#### [PROVIDED RECORDS]
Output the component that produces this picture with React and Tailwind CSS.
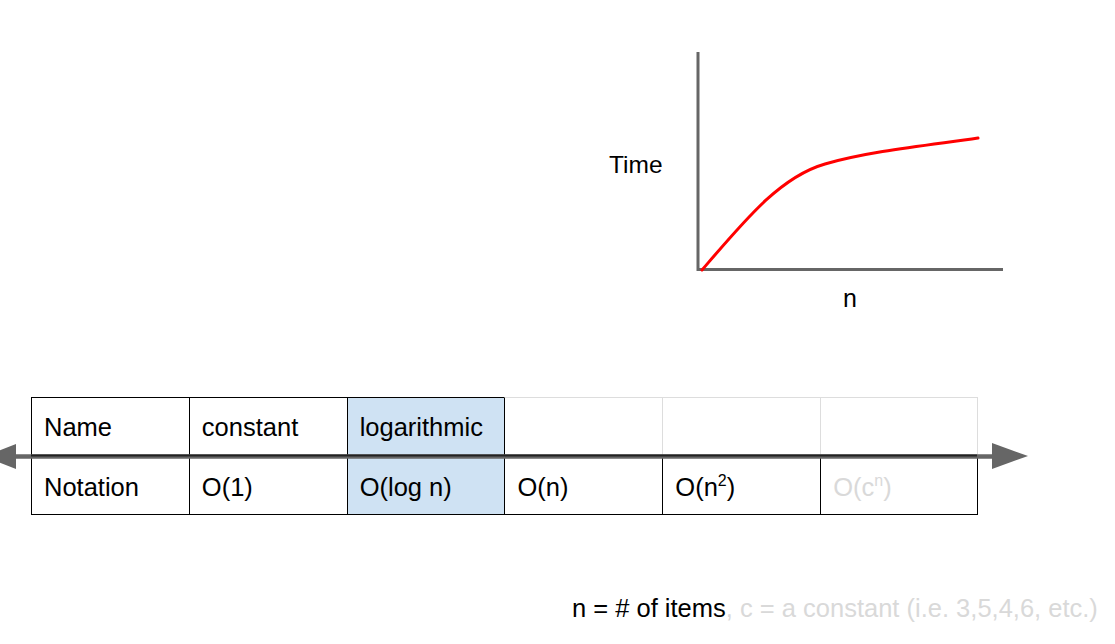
const cellBase = 'flex items-center pl-3 text-[25.5px] leading-none';

const TimeChart = () => (
  <svg width="310" height="222" viewBox="0 0 310 222" className="block">
    {/* axes */}
    <path d="M3 2 L3 219.5 L308 219.5" fill="none" stroke="#666666" strokeWidth="3" />
    {/* log curve */}
    <path
      d="M7 220 C50 170 85 127 130 114 S235 95 283 88"
      fill="none"
      stroke="#ff0000"
      strokeWidth="3"
      strokeLinecap="round"
    />
  </svg>
);

const Arrow = () => (
  <svg
    className="absolute left-0 top-0 pointer-events-none"
    width="1115"
    height="644"
    viewBox="0 0 1115 644"
  >
    <line x1="10" y1="456.5" x2="996" y2="456.5" stroke="#666666" strokeWidth="4.5" />
    <line x1="31" y1="455.5" x2="977" y2="455.5" stroke="#222222" strokeWidth="2" />
    <polygon points="16,444 16,469 -16,456.5" fill="#666666" />
    <polygon points="992,443 992,469 1028,456" fill="#666666" />
  </svg>
);

export default function App() {
  return (
    <div
      className="relative w-[1115px] h-[644px] overflow-hidden bg-white text-black"
      style={{ fontFamily: '"Liberation Sans", Arial, sans-serif' }}
    >
      {/* ====== Chart ====== */}
      <div className="flex h-[397px] pl-[609px] pt-[50px]">
        <div className="w-[86px] pt-[101px] text-[24.5px] leading-[28px]">Time</div>
        <div className="flex flex-col">
          <TimeChart />
          <div className="pl-[148px] mt-[12px] text-[25px] leading-[28px]">n</div>
        </div>
      </div>

      {/* ====== Table ====== */}
      <div className="ml-[31px] w-[947px] grid grid-cols-6">
        <div className={`${cellBase} h-[60px] border-t border-l border-black`}>Name</div>
        <div className={`${cellBase} h-[60px] border-t border-l border-black`}>constant</div>
        <div className={`${cellBase} h-[60px] border-t border-l border-black bg-[#cfe2f3]`}>logarithmic</div>
        <div className={`${cellBase} h-[60px] border-t border-l border-t-[#dddddd] border-l-black`}></div>
        <div className={`${cellBase} h-[60px] border-t border-l border-[#dddddd]`}></div>
        <div className={`${cellBase} h-[60px] border-t border-l border-r border-[#dddddd]`}></div>

        <div className={`${cellBase} h-[58px] pt-[3px] border-t border-l border-b border-black`}>Notation</div>
        <div className={`${cellBase} h-[58px] pt-[3px] border-t border-l border-b border-black`}>O(1)</div>
        <div className={`${cellBase} h-[58px] pt-[3px] border-t border-l border-b border-black bg-[#cfe2f3]`}>O(log n)</div>
        <div className={`${cellBase} h-[58px] pt-[3px] border-t border-l border-b border-black`}>O(n)</div>
        <div className={`${cellBase} h-[58px] pt-[3px] border-t border-l border-b border-black`}>
          O(n<sup className="text-[16px] relative -top-[7px]">2</sup>)
        </div>
        <div className={`${cellBase} h-[58px] pt-[3px] border-t border-l border-b border-r border-black text-[#d9d9d9]`}>
          O(c<sup className="text-[16px] relative -top-[7px]">n</sup>)
        </div>
      </div>

      {/* ====== Legend ====== */}
      <div className="pl-[572px] mt-[78px] text-[25.5px] leading-[30px] whitespace-nowrap">
        n = # of items<span className="text-[#d9d9d9]">, c = a constant (i.e. 3,5,4,6, etc.)</span>
      </div>

      <Arrow />
    </div>
  );
}
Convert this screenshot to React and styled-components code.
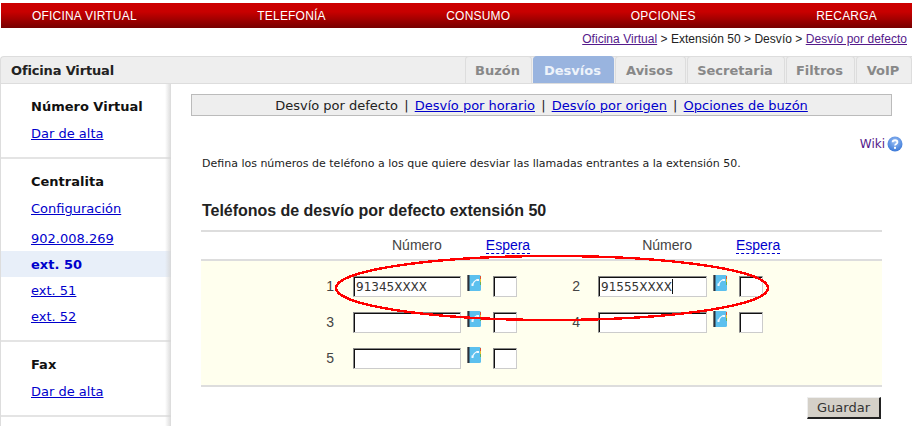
import React from "react";
import styled, { createGlobalStyle } from "styled-components";

const Global = createGlobalStyle`
  html, body { margin: 0; padding: 0; background: #fff; overflow: hidden; }
  body { font-family: "DejaVu Sans", sans-serif; width: 912px; height: 426px; }
  * { box-sizing: border-box; }
`;

const Page = styled.div`width: 912px; height: 426px; overflow: hidden; padding-top: 3px;`;

const Nav = styled.nav`
  height: 25px; margin-left: 1px;
  background: linear-gradient(#cc0000 0%, #c80000 35%, #770000 100%);
  display: flex; justify-content: space-between; align-items: center;
  padding: 0 35px 0 31px;
  font: 12px "Liberation Sans", sans-serif; color: #fff; letter-spacing: 0.2px;
`;

const Crumbs = styled.div`
  height: 28px; padding: 3px 5px 0 0; text-align: right;
  font: 12px/16px "Liberation Sans", sans-serif; color: #222; letter-spacing: 0.03px;
  a { color: #551a8b; text-decoration: underline; }
`;

const Head = styled.div`
  height: 28px; display: flex; align-items: stretch; justify-content: space-between;
  background: #eee; border: 1px solid #ddd; border-width: 1px 0 1px 1px; border-top-left-radius: 4px;
`;
const HeadTitle = styled.div`font-size: 13px; font-weight: bold; color: #222; padding-left: 10px; line-height: 27px; letter-spacing: -0.15px;`;
const Tabs = styled.div`display: flex; gap: 1px; margin-top: -1px;`;
const Tab = styled.div`
  width: ${p => p.$w}px; font-size: 13px; font-weight: bold; text-align: center; line-height: 27px; height: 27px;
  padding-right: 2px;
  color: ${p => p.$active ? "#eef3fa" : "#888"};
  background: ${p => p.$active ? "#99b4df" : "#eee"};
  border: 1px solid ${p => p.$active ? "#99b4df" : "#ddd"}; border-bottom: 0; border-radius: 4px 4px 0 0;
`;

const Body = styled.div`display: flex; height: 343px;`;

const Side = styled.aside`
  width: 171px; flex: none; position: relative; border-left: 1px solid #ddd;
  &::after { content: ""; position: absolute; top: 0; bottom: 0; right: 0; width: 6px;
    background: linear-gradient(to right, rgba(221,221,221,0), rgba(214,214,214,.9)); }
`;
const Section = styled.section`
  border-bottom: 2px solid #e4e4e4; height: ${p => p.$h}px; padding-top: 14px;
`;
const SideTitle = styled.div`font-size: 13px; font-weight: bold; color: #111; padding-left: 30px; line-height: 18px; height: 27px;`;
const SideLink = styled.a`
  display: block; padding: ${p => p.$pt || 0}px 0 0 30px; font-size: 13px; height: ${p => p.$h || 26}px; line-height: 18px;
  color: #0000cc; text-decoration: underline; margin-bottom: ${p => p.$mb || 0}px;
`;
const SideCurrent = styled.div`
  padding: 1px 0 0 30px; font-size: 13px; font-weight: bold; color: #0000cc; background: #e8eff9;
  height: 26px; line-height: 25px;
`;

const Main = styled.main`flex: 1; padding: 10px 20px 0 20px; min-width: 0;`;
const SubTabs = styled.div`
  height: 22px; background: #eee; border: 1px solid #bbb; text-align: center; font-size: 13px; line-height: 20px; color: #222;
  width: 701px; padding-top: 1px;
  a { color: #0000cc; text-decoration: underline; }
`;
const Sep = styled.span`padding: 0 2px;`;
const WikiRow = styled.div`
  display: flex; justify-content: flex-end; align-items: center; gap: 2px; height: 20px; margin-top: 18px;
  width: 712px; font-size: 12px; color: #551a8b;
`;
const Desc = styled.p`margin: 3px 0 0 11px; font-size: 11px; line-height: 14px; color: #222; white-space: nowrap;`;
const H2 = styled.h2`
  margin: 30px 0 0 11px; font: bold 16px/20px "Liberation Sans", sans-serif; color: #222; height: 21px; letter-spacing: -0.03px;
`;
const Table = styled.div`margin: 8px 0 0 10px; width: 681px; position: relative;`;
const ColHeads = styled.div`
  border-top: 2px solid #ddd; border-bottom: 2px solid #ddd; height: 31px;
  display: flex;
  font: 14px/26px "Liberation Sans", sans-serif; color: #444;
`;
const NumHead = styled.div`margin-left: ${p => p.$ml}px;`;
const Wait = styled.span`
  margin-left: 44px; color: #0000cc; line-height: 15px; height: 16px; margin-top: 6px;
  border-bottom: 1px dashed #0000cc; white-space: nowrap;
`;
const Band = styled.div`
  background: #ffffee; border-bottom: 2px solid #ddd; height: 126px; padding-top: 15px;
  display: grid; grid-template-columns: 152px 108px 20px 34px 83px 109px 20px 30px; grid-auto-rows: 36px;
`;
const Num = styled.div`
  font: 14px/21px "Liberation Sans", sans-serif; color: #444; text-align: right; padding-right: ${p => p.$pr}px; height: 21px;
`;
const FieldBox = styled.div`
  height: 21px; background: #fff; border-style: solid; border-width: 1px;
  border-color: #888 #ccc #ccc #888; box-shadow: inset 1px 1px 0 #111;
  font-size: 12px; line-height: 20px; color: #333; padding-left: 2px; white-space: nowrap;
  width: ${p => p.$w}px; ${p => p.$m ? `margin-left:${p.$m}px;` : ""}
`;
const Caret = styled.span`display: inline-block; width: 1px; height: 15px; background: #111; vertical-align: -3px;`;
const BookCell = styled.div`padding-left: 6px; margin-top: -1px;`;
const BookIcon = styled.svg`display: block;`;
const Oval = styled.svg`position: absolute; left: 130px; top: 20px; pointer-events: none;`;
const Actions = styled.div`display: flex; justify-content: flex-end; padding: 10px 1px 0 0;`;
const Save = styled.button`
  width: 74px; height: 22px; background: #d4d0c8; color: #333; padding: 0; font: 13px "DejaVu Sans", sans-serif;
  border-style: solid; border-width: 1px 2px 2px 1px; border-color: #eee #222 #222 #eee;
`;

const Book = () => (
  <BookIcon width="14" height="16" viewBox="0 0 14 16">
    <rect x="0" y="0" width="14" height="16" rx="1.5" fill="#5cc0ee" />
    <rect x="0" y="0" width="1" height="16" fill="#777" />
    <rect x="1" y="0" width="1.5" height="16" fill="#2a3038" />
    <rect x="13" y="1" width="1" height="3" fill="#e05030" />
    <rect x="13" y="4" width="1" height="3" fill="#e8c030" />
    <rect x="13" y="7" width="1" height="3" fill="#60b060" />
    <path d="M5.5 10 Q6.5 6 10.5 4.5" stroke="#f2f8ff" strokeWidth="1.2" fill="none" />
    <rect x="4.5" y="8.5" width="2" height="2.5" fill="#f2f8ff" />
    <rect x="9.5" y="4" width="2.5" height="2" fill="#f2f8ff" />
  </BookIcon>
);

const Help = () => (
  <svg width="16" height="16" viewBox="0 0 16 16">
    <defs>
      <radialGradient id="h" cx="50%" cy="35%" r="65%">
        <stop offset="0" stopColor="#9cc0f4" />
        <stop offset="1" stopColor="#3a78d8" />
      </radialGradient>
    </defs>
    <circle cx="8" cy="8" r="7.5" fill="url(#h)" />
    <path d="M5.6 6.2 C5.8 3.6 10.4 3.6 10.4 6.2 C10.4 8 8 7.8 8 9.6" stroke="#fff" strokeWidth="1.8" fill="none" />
    <rect x="7" y="10.8" width="2" height="2" fill="#fff" />
  </svg>
);

export default function App() {
  return (
    <Page>
      <Global />
      <Nav>
        <span>OFICINA VIRTUAL</span><span>TELEFONÍA</span><span>CONSUMO</span><span>OPCIONES</span><span>RECARGA</span>
      </Nav>
      <Crumbs>
        <a>Oficina Virtual</a> &gt; Extensión 50 &gt; Desvío &gt; <a>Desvío por defecto</a>
      </Crumbs>
      <Head>
        <HeadTitle>Oficina Virtual</HeadTitle>
        <Tabs>
          <Tab $w={67}>Buzón</Tab>
          <Tab $w={81} $active>Desvíos</Tab>
          <Tab $w={71}>Avisos</Tab>
          <Tab $w={98}>Secretaria</Tab>
          <Tab $w={69}>Filtros</Tab>
          <Tab $w={56}>VoIP</Tab>
        </Tabs>
      </Head>
      <Body>
        <Side>
          <Section $h={75}>
            <SideTitle>Número Virtual</SideTitle>
            <SideLink>Dar de alta</SideLink>
          </Section>
          <Section $h={183}>
            <SideTitle>Centralita</SideTitle>
            <SideLink $mb={4}>Configuración</SideLink>
            <SideLink $h={21}>902.008.269</SideLink>
            <SideCurrent>ext. 50</SideCurrent>
            <SideLink $pt={5}>ext. 51</SideLink>
            <SideLink $pt={5}>ext. 52</SideLink>
          </Section>
          <Section $h={75}>
            <SideTitle>Fax</SideTitle>
            <SideLink>Dar de alta</SideLink>
          </Section>
        </Side>
        <Main>
          <SubTabs>
            Desvío por defecto <Sep>|</Sep> <a>Desvío por horario</a> <Sep>|</Sep> <a>Desvío por origen</a> <Sep>|</Sep> <a>Opciones de buzón</a>
          </SubTabs>
          <WikiRow>Wiki <Help /></WikiRow>
          <Desc>Defina los números de teléfono a los que quiere desviar las llamadas entrantes a la extensión 50.</Desc>
          <H2>Teléfonos de desvío por defecto extensión 50</H2>
          <Table>
            <ColHeads>
              <NumHead $ml={191}>Número</NumHead>
              <Wait>Espera</Wait>
              <NumHead $ml={112}>Número</NumHead>
              <Wait>Espera</Wait>
            </ColHeads>
            <Band>
              <Num $pr={19}>1</Num><FieldBox $w={108}>91345XXXX</FieldBox><BookCell><Book /></BookCell><FieldBox $w={24} $m={12} />
              <Num $pr={18}>2</Num><FieldBox $w={109}>91555XXXX<Caret /></FieldBox><BookCell><Book /></BookCell><FieldBox $w={24} $m={12} />
              <Num $pr={19}>3</Num><FieldBox $w={108} /><BookCell><Book /></BookCell><FieldBox $w={24} $m={12} />
              <Num $pr={18}>4</Num><FieldBox $w={109} /><BookCell><Book /></BookCell><FieldBox $w={24} $m={12} />
              <Num $pr={19}>5</Num><FieldBox $w={108} /><BookCell><Book /></BookCell><FieldBox $w={24} $m={12} />
            </Band>
            <Oval width="440" height="76" viewBox="0 0 440 76">
              <ellipse cx="221" cy="38" rx="216" ry="32" fill="none" stroke="#f00" strokeWidth="2.4" shapeRendering="crispEdges" />
            </Oval>
            <Actions><Save>Guardar</Save></Actions>
          </Table>
        </Main>
      </Body>
    </Page>
  );
}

#### [EXERCISE]
Pull every line containing "React" from the data.

#### [TASK SOLUTION]
Output the component that produces this picture with React and Tailwind CSS.
Convert this screenshot to React and styled-components code.
import React from "react";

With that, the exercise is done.